Canceling the policy doesn’t always stop automatic payments. If your premium is set up on autopay through your bank or credit card, those charges may continue unless you separately cancel the recurring payment with your financial institution. This is especially common when insurers use third-party billing services that operate independently of the policy management system.
After you receive cancellation confirmation, log into your bank account and verify that no future charges are scheduled. If you used a debit card, contact your bank to block future charges from the insurer. Any payments that post after your cancellation date should be refunded, but getting your money back after an erroneous charge takes longer than preventing the charge in the first place.
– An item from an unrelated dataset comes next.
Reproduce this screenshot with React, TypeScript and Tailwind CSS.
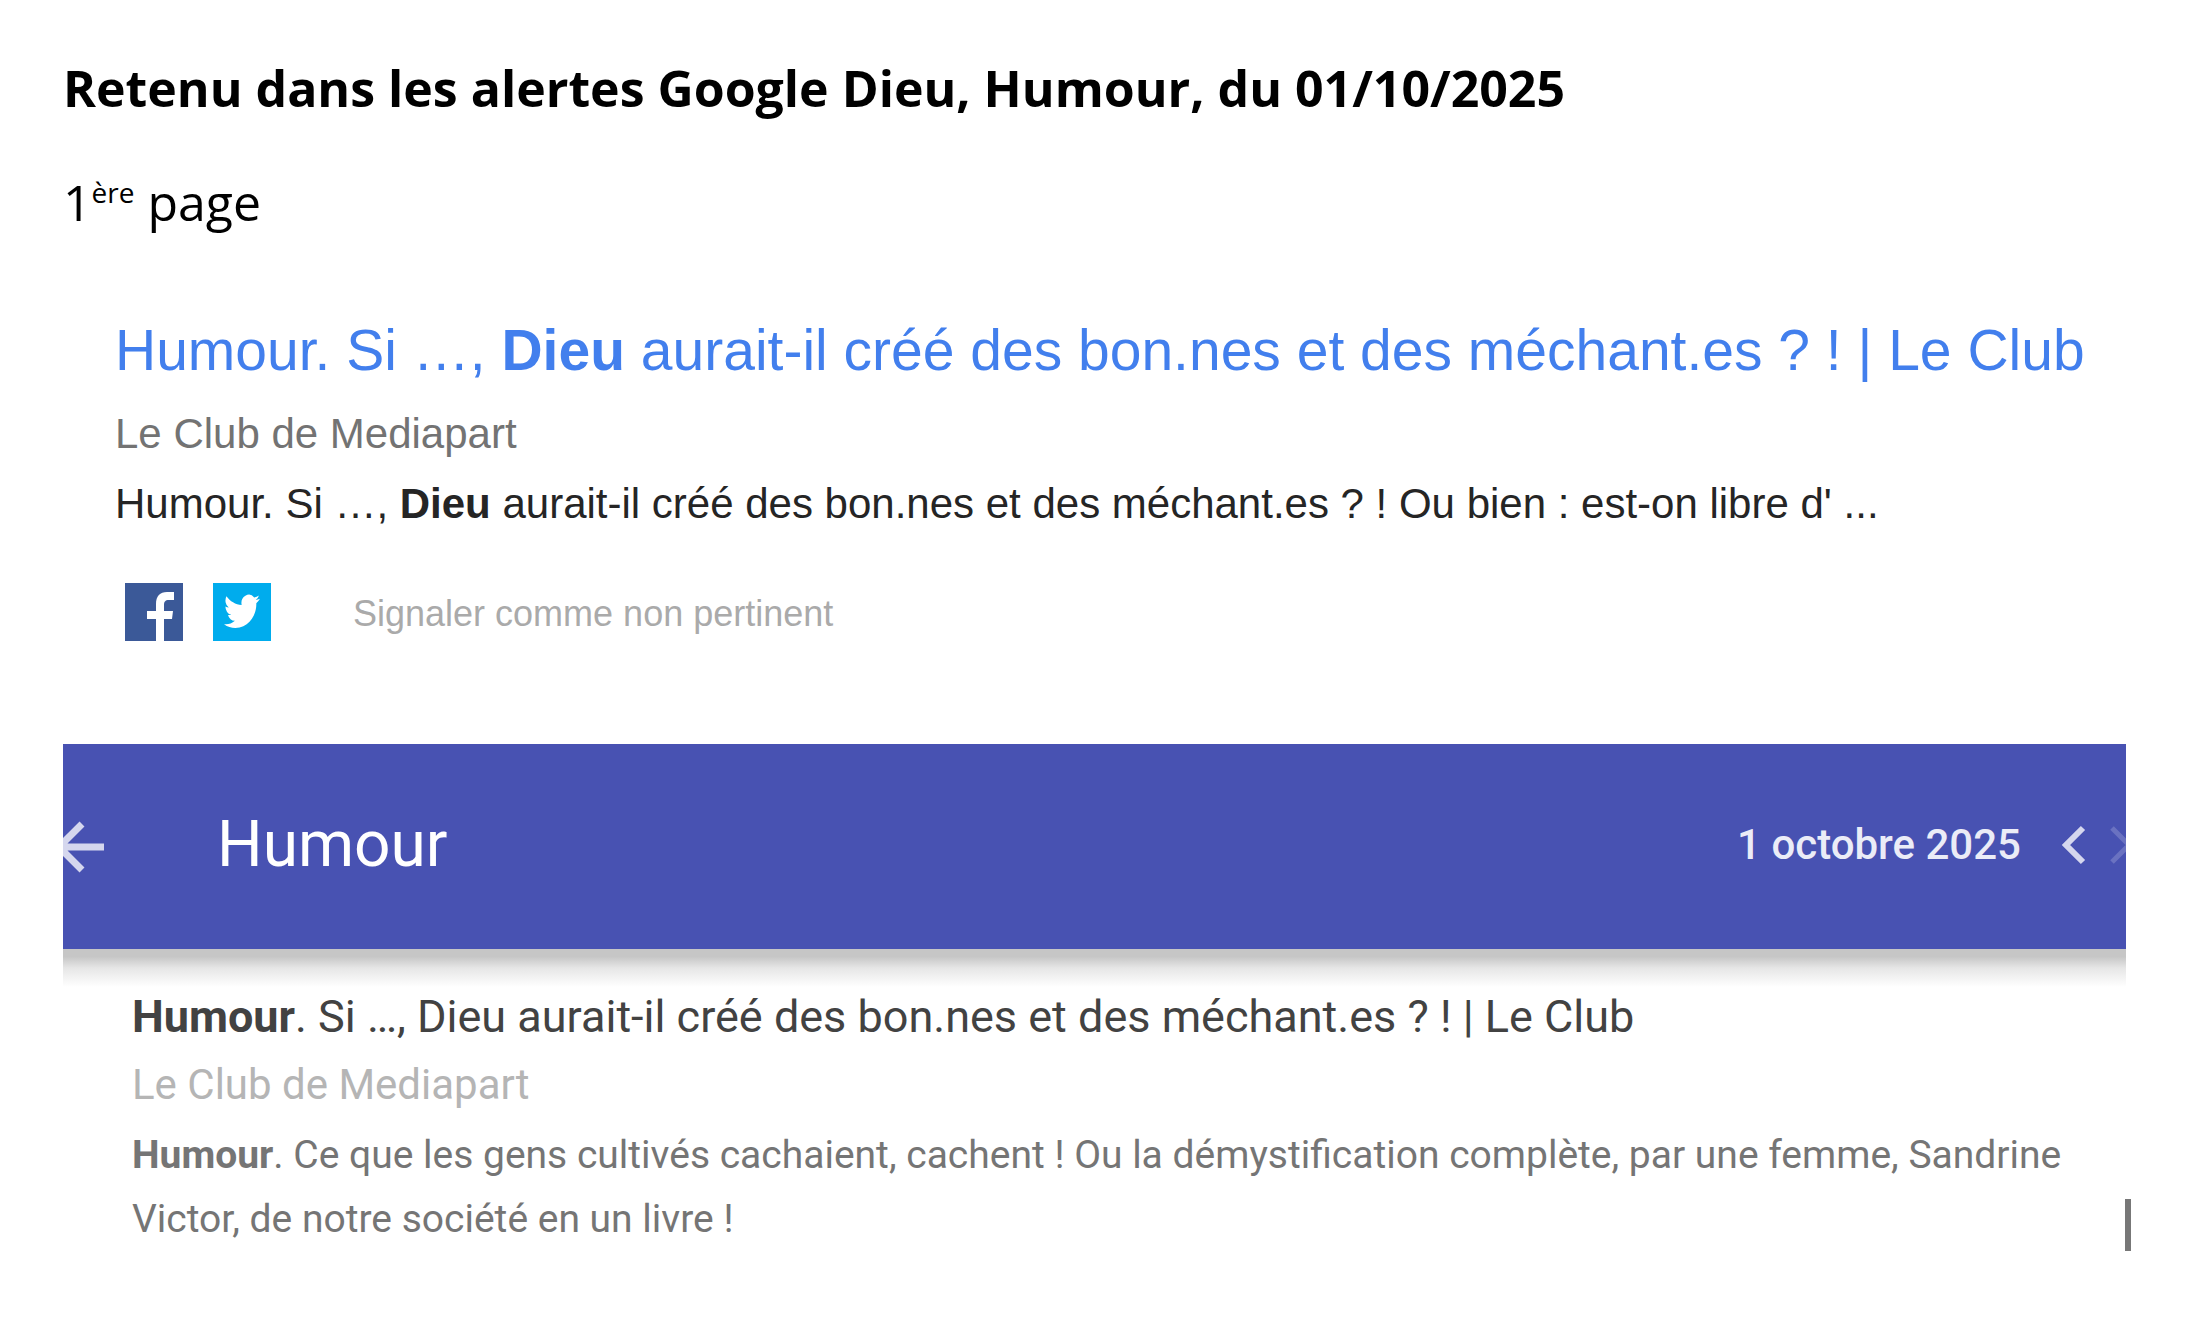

Hold onto your cancellation confirmation, any correspondence with the insurer, and proof of your refund for at least a year. You may need these records if a former landlord disputes your coverage dates, if a billing error resurfaces months later, or if a future insurer asks about your coverage history. A landlord’s property insurance covers the building itself but not your belongings or your personal liability, so having proof of exactly when your own coverage ended can matter if there’s ever a dispute about damage that occurred near your move-out date.3FloodSmart.gov. Renters Insurance: Important Protection, With a Risky Coverage Gap
If you sent your cancellation by certified mail, staple the return receipt to your copy of the letter. If you canceled online or by phone, save the confirmation email or write down the confirmation number, the date, and the name of the representative you spoke with. This level of documentation may feel excessive for a policy that costs a few hundred dollars a year, but it’s the kind of thing that only matters when something goes wrong, and when something goes wrong, it matters a lot.